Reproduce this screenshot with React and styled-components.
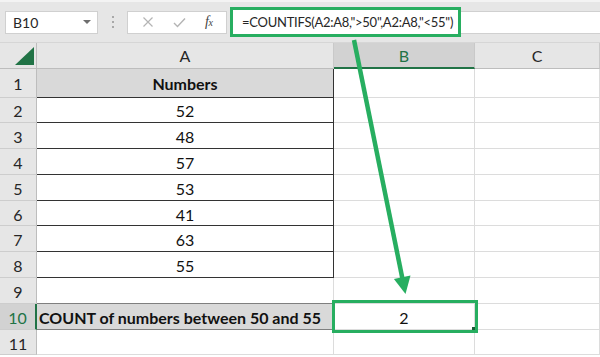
import React from "react";
import styled, { createGlobalStyle } from "styled-components";

const GREEN = "#27ae60";
const XL = "#217346";
const FONT = `Lato, "Open Sans", Arial, sans-serif`;

const Global = createGlobalStyle`
  html, body { margin: 0; padding: 0; background: #fff; overflow: hidden; }
  * { box-sizing: border-box; }
`;

const Page = styled.div`
  position: relative;
  width: 600px;
  height: 357px;
  overflow: hidden;
  font-family: ${FONT};
  color: #1f1f1f;
`;

const TopBar = styled.div`
  height: 43px;
  background: #e6e6e6;
  border-top: 2px solid #f3f3f3;
  border-bottom: 1px solid #d6d6d6;
  display: flex;
  align-items: center;
  padding-left: 5px;
`;

const NameBox = styled.div`
  width: 93px;
  height: 23px;
  background: #fff;
  border: 1px solid #d0d0d0;
  display: flex;
  align-items: center;
  justify-content: space-between;
  padding: 0 6px 0 7px;
  font-size: 14px;
  color: #262626;
`;

const Caret = styled.span`
  width: 0;
  height: 0;
  border-left: 4px solid transparent;
  border-right: 4px solid transparent;
  border-top: 4px solid #6e6e6e;
`;

const Grip = styled.div`
  width: 29px;
  display: flex;
  flex-direction: column;
  align-items: center;
  gap: 3px;
  & > i {
    width: 2px;
    height: 2px;
    background: #a8a8a8;
    display: block;
  }
`;

const FnButtons = styled.div`
  width: 100px;
  height: 23px;
  background: #fff;
  border: 1px solid #d0d0d0;
  display: flex;
  align-items: center;
  justify-content: space-around;
  padding: 0 4px;
`;

const Fx = styled.span`
  font-family: "Liberation Serif", "DejaVu Serif", serif;
  font-style: italic;
  font-size: 14px;
  color: #444;
  letter-spacing: -0.5px;
  & > small { font-size: 10px; }
`;

const FormulaField = styled.div`
  flex: 1;
  height: 23px;
  margin-left: 3px;
  background: #fff;
  border: 1px solid #d0d0d0;
  border-right: none;
  display: flex;
  align-items: center;
`;

const Highlight = styled.div`
  width: 231px;
  height: 30px;
  margin-left: -1px;
  border: 3px solid ${GREEN};
  background: #fff;
  display: flex;
  align-items: center;
  padding-left: 9px;
  font-size: 13px;
  letter-spacing: -0.25px;
  color: #262626;
  white-space: nowrap;
`;

const Sheet = styled.div`
  display: grid;
  grid-template-columns: 37px 297px 141px 1fr;
  grid-template-rows: 26px 28.5px repeat(10, 25.8px);
`;

const ColHead = styled.div`
  background: ${(p) => (p.$sel ? "#d2d2d2" : "#e6e6e6")};
  border-right: 1px solid #c9c9c9;
  border-bottom: ${(p) => (p.$sel ? `2px solid ${XL}` : "1px solid #bdbdbd")};
  color: ${(p) => (p.$sel ? XL : "#262626")};
  display: flex;
  align-items: center;
  justify-content: center;
  font-size: 16px;
`;

const Corner = styled.div`
  background: #e6e6e6;
  border-right: 1px solid #bdbdbd;
  border-bottom: 1px solid #bdbdbd;
  display: flex;
  align-items: flex-end;
  justify-content: flex-end;
  padding: 0 2px 3px 0;
`;

const Tri = styled.span`
  width: 0;
  height: 0;
  border-left: 19px solid transparent;
  border-bottom: 18px solid ${XL};
`;

const RowHead = styled.div`
  background: ${(p) => (p.$sel ? "#d2d2d2" : "#e6e6e6")};
  border-right: ${(p) => (p.$sel ? `2px solid ${XL}` : "1px solid #bdbdbd")};
  border-bottom: 1px solid #cdcdcd;
  color: ${(p) => (p.$sel ? XL : "#262626")};
  display: flex;
  align-items: center;
  justify-content: center;
  font-size: 16px;
  padding-top: 2px;
`;

const Cell = styled.div`
  position: relative;
  background: ${(p) => p.$fill || "#fff"};
  border-right: 1px solid ${(p) => p.$right || "#dcdcdc"};
  border-bottom: 1px solid ${(p) => p.$bottom || "#dcdcdc"};
  display: flex;
  align-items: center;
  justify-content: ${(p) => (p.$left ? "flex-start" : "center")};
  padding: 2px 0 0 ${(p) => (p.$left ? "2px" : "0")};
  font-size: 16px;
  font-weight: ${(p) => (p.$bold ? 700 : 400)};
  color: #111;
  white-space: nowrap;
`;

const ActiveCell = styled(Cell)`
  overflow: visible;
  z-index: 2;
  &::after {
    content: "";
    position: absolute;
    top: -4px;
    left: -2px;
    right: -4px;
    bottom: -4px;
    border: 3px solid ${GREEN};
    pointer-events: none;
  }
  &::before {
    content: "";
    position: absolute;
    right: -1px;
    bottom: -1px;
    width: 3px;
    height: 3px;
    background: #1a5c37;
    z-index: 3;
  }
`;

const ArrowSvg = styled.svg`
  position: absolute;
  left: 0;
  top: 0;
  pointer-events: none;
  z-index: 5;
`;

const DARK = "#333333";
const numbers = [52, 48, 57, 53, 41, 63, 55];

export default function App() {
  return (
    <Page>
      <Global />
      <TopBar>
        <NameBox>
          B10
          <Caret />
        </NameBox>
        <Grip>
          <i />
          <i />
          <i />
        </Grip>
        <FnButtons>
          <svg width="12" height="12" viewBox="0 0 12 12">
            <path d="M1.5 1.5 L10.5 10.5 M10.5 1.5 L1.5 10.5" stroke="#b4b4b4" strokeWidth="1.2" fill="none" />
          </svg>
          <svg width="13" height="11" viewBox="0 0 13 11">
            <path d="M1 6 L4.5 9.5 L12 1.5" stroke="#b4b4b4" strokeWidth="1.4" fill="none" />
          </svg>
          <Fx>
            f<small>x</small>
          </Fx>
        </FnButtons>
        <FormulaField>
          <Highlight>=COUNTIFS(A2:A8,"&gt;50",A2:A8,"&lt;55")</Highlight>
        </FormulaField>
      </TopBar>

      <Sheet>
        <Corner>
          <Tri />
        </Corner>
        <ColHead>A</ColHead>
        <ColHead $sel>B</ColHead>
        <ColHead>C</ColHead>

        <RowHead>1</RowHead>
        <Cell $fill="#d9d9d9" $bold $right={DARK} $bottom={DARK}>
          Numbers
        </Cell>
        <Cell />
        <Cell />

        {numbers.map((n, i) => (
          <React.Fragment key={n + "-" + i}>
            <RowHead>{i + 2}</RowHead>
            <Cell $right={DARK} $bottom={DARK}>
              {n}
            </Cell>
            <Cell />
            <Cell />
          </React.Fragment>
        ))}

        <RowHead>9</RowHead>
        <Cell $bottom="#7f7f7f" />
        <Cell />
        <Cell />

        <RowHead $sel>10</RowHead>
        <Cell $fill="#d9d9d9" $bold $left $right="#7f7f7f" $bottom="#7f7f7f">
          COUNT of numbers between 50 and 55
        </Cell>
        <ActiveCell>2</ActiveCell>
        <Cell />

        <RowHead>11</RowHead>
        <Cell />
        <Cell />
        <Cell />
      </Sheet>

      <ArrowSvg width="600" height="357" viewBox="0 0 600 357">
        <line x1="354" y1="40" x2="402.5" y2="279" stroke={GREEN} strokeWidth="4.5" />
        <polygon points="393.9,279 410.5,275.6 405.5,294" fill={GREEN} />
      </ArrowSvg>
    </Page>
  );
}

## Task directions:
Please write out all of the material above without changing a word, and omit any pictures.

## Correct answer:
Reproduce this screenshot with React and styled-components.
import React from "react";
import styled, { createGlobalStyle } from "styled-components";

const GREEN = "#27ae60";
const XL = "#217346";
const FONT = `Lato, "Open Sans", Arial, sans-serif`;

const Global = createGlobalStyle`
  html, body { margin: 0; padding: 0; background: #fff; overflow: hidden; }
  * { box-sizing: border-box; }
`;

const Page = styled.div`
  position: relative;
  width: 600px;
  height: 357px;
  overflow: hidden;
  font-family: ${FONT};
  color: #1f1f1f;
`;

const TopBar = styled.div`
  height: 43px;
  background: #e6e6e6;
  border-top: 2px solid #f3f3f3;
  border-bottom: 1px solid #d6d6d6;
  display: flex;
  align-items: center;
  padding-left: 5px;
`;

const NameBox = styled.div`
  width: 93px;
  height: 23px;
  background: #fff;
  border: 1px solid #d0d0d0;
  display: flex;
  align-items: center;
  justify-content: space-between;
  padding: 0 6px 0 7px;
  font-size: 14px;
  color: #262626;
`;

const Caret = styled.span`
  width: 0;
  height: 0;
  border-left: 4px solid transparent;
  border-right: 4px solid transparent;
  border-top: 4px solid #6e6e6e;
`;

const Grip = styled.div`
  width: 29px;
  display: flex;
  flex-direction: column;
  align-items: center;
  gap: 3px;
  & > i {
    width: 2px;
    height: 2px;
    background: #a8a8a8;
    display: block;
  }
`;

const FnButtons = styled.div`
  width: 100px;
  height: 23px;
  background: #fff;
  border: 1px solid #d0d0d0;
  display: flex;
  align-items: center;
  justify-content: space-around;
  padding: 0 4px;
`;

const Fx = styled.span`
  font-family: "Liberation Serif", "DejaVu Serif", serif;
  font-style: italic;
  font-size: 14px;
  color: #444;
  letter-spacing: -0.5px;
  & > small { font-size: 10px; }
`;

const FormulaField = styled.div`
  flex: 1;
  height: 23px;
  margin-left: 3px;
  background: #fff;
  border: 1px solid #d0d0d0;
  border-right: none;
  display: flex;
  align-items: center;
`;

const Highlight = styled.div`
  width: 231px;
  height: 30px;
  margin-left: -1px;
  border: 3px solid ${GREEN};
  background: #fff;
  display: flex;
  align-items: center;
  padding-left: 9px;
  font-size: 13px;
  letter-spacing: -0.25px;
  color: #262626;
  white-space: nowrap;
`;

const Sheet = styled.div`
  display: grid;
  grid-template-columns: 37px 297px 141px 1fr;
  grid-template-rows: 26px 28.5px repeat(10, 25.8px);
`;

const ColHead = styled.div`
  background: ${(p) => (p.$sel ? "#d2d2d2" : "#e6e6e6")};
  border-right: 1px solid #c9c9c9;
  border-bottom: ${(p) => (p.$sel ? `2px solid ${XL}` : "1px solid #bdbdbd")};
  color: ${(p) => (p.$sel ? XL : "#262626")};
  display: flex;
  align-items: center;
  justify-content: center;
  font-size: 16px;
`;

const Corner = styled.div`
  background: #e6e6e6;
  border-right: 1px solid #bdbdbd;
  border-bottom: 1px solid #bdbdbd;
  display: flex;
  align-items: flex-end;
  justify-content: flex-end;
  padding: 0 2px 3px 0;
`;

const Tri = styled.span`
  width: 0;
  height: 0;
  border-left: 19px solid transparent;
  border-bottom: 18px solid ${XL};
`;

const RowHead = styled.div`
  background: ${(p) => (p.$sel ? "#d2d2d2" : "#e6e6e6")};
  border-right: ${(p) => (p.$sel ? `2px solid ${XL}` : "1px solid #bdbdbd")};
  border-bottom: 1px solid #cdcdcd;
  color: ${(p) => (p.$sel ? XL : "#262626")};
  display: flex;
  align-items: center;
  justify-content: center;
  font-size: 16px;
  padding-top: 2px;
`;

const Cell = styled.div`
  position: relative;
  background: ${(p) => p.$fill || "#fff"};
  border-right: 1px solid ${(p) => p.$right || "#dcdcdc"};
  border-bottom: 1px solid ${(p) => p.$bottom || "#dcdcdc"};
  display: flex;
  align-items: center;
  justify-content: ${(p) => (p.$left ? "flex-start" : "center")};
  padding: 2px 0 0 ${(p) => (p.$left ? "2px" : "0")};
  font-size: 16px;
  font-weight: ${(p) => (p.$bold ? 700 : 400)};
  color: #111;
  white-space: nowrap;
`;

const ActiveCell = styled(Cell)`
  overflow: visible;
  z-index: 2;
  &::after {
    content: "";
    position: absolute;
    top: -4px;
    left: -2px;
    right: -4px;
    bottom: -4px;
    border: 3px solid ${GREEN};
    pointer-events: none;
  }
  &::before {
    content: "";
    position: absolute;
    right: -1px;
    bottom: -1px;
    width: 3px;
    height: 3px;
    background: #1a5c37;
    z-index: 3;
  }
`;

const ArrowSvg = styled.svg`
  position: absolute;
  left: 0;
  top: 0;
  pointer-events: none;
  z-index: 5;
`;

const DARK = "#333333";
const numbers = [52, 48, 57, 53, 41, 63, 55];

export default function App() {
  return (
    <Page>
      <Global />
      <TopBar>
        <NameBox>
          B10
          <Caret />
        </NameBox>
        <Grip>
          <i />
          <i />
          <i />
        </Grip>
        <FnButtons>
          <svg width="12" height="12" viewBox="0 0 12 12">
            <path d="M1.5 1.5 L10.5 10.5 M10.5 1.5 L1.5 10.5" stroke="#b4b4b4" strokeWidth="1.2" fill="none" />
          </svg>
          <svg width="13" height="11" viewBox="0 0 13 11">
            <path d="M1 6 L4.5 9.5 L12 1.5" stroke="#b4b4b4" strokeWidth="1.4" fill="none" />
          </svg>
          <Fx>
            f<small>x</small>
          </Fx>
        </FnButtons>
        <FormulaField>
          <Highlight>=COUNTIFS(A2:A8,"&gt;50",A2:A8,"&lt;55")</Highlight>
        </FormulaField>
      </TopBar>

      <Sheet>
        <Corner>
          <Tri />
        </Corner>
        <ColHead>A</ColHead>
        <ColHead $sel>B</ColHead>
        <ColHead>C</ColHead>

        <RowHead>1</RowHead>
        <Cell $fill="#d9d9d9" $bold $right={DARK} $bottom={DARK}>
          Numbers
        </Cell>
        <Cell />
        <Cell />

        {numbers.map((n, i) => (
          <React.Fragment key={n + "-" + i}>
            <RowHead>{i + 2}</RowHead>
            <Cell $right={DARK} $bottom={DARK}>
              {n}
            </Cell>
            <Cell />
            <Cell />
          </React.Fragment>
        ))}

        <RowHead>9</RowHead>
        <Cell $bottom="#7f7f7f" />
        <Cell />
        <Cell />

        <RowHead $sel>10</RowHead>
        <Cell $fill="#d9d9d9" $bold $left $right="#7f7f7f" $bottom="#7f7f7f">
          COUNT of numbers between 50 and 55
        </Cell>
        <ActiveCell>2</ActiveCell>
        <Cell />

        <RowHead>11</RowHead>
        <Cell />
        <Cell />
        <Cell />
      </Sheet>

      <ArrowSvg width="600" height="357" viewBox="0 0 600 357">
        <line x1="354" y1="40" x2="402.5" y2="279" stroke={GREEN} strokeWidth="4.5" />
        <polygon points="393.9,279 410.5,275.6 405.5,294" fill={GREEN} />
      </ArrowSvg>
    </Page>
  );
}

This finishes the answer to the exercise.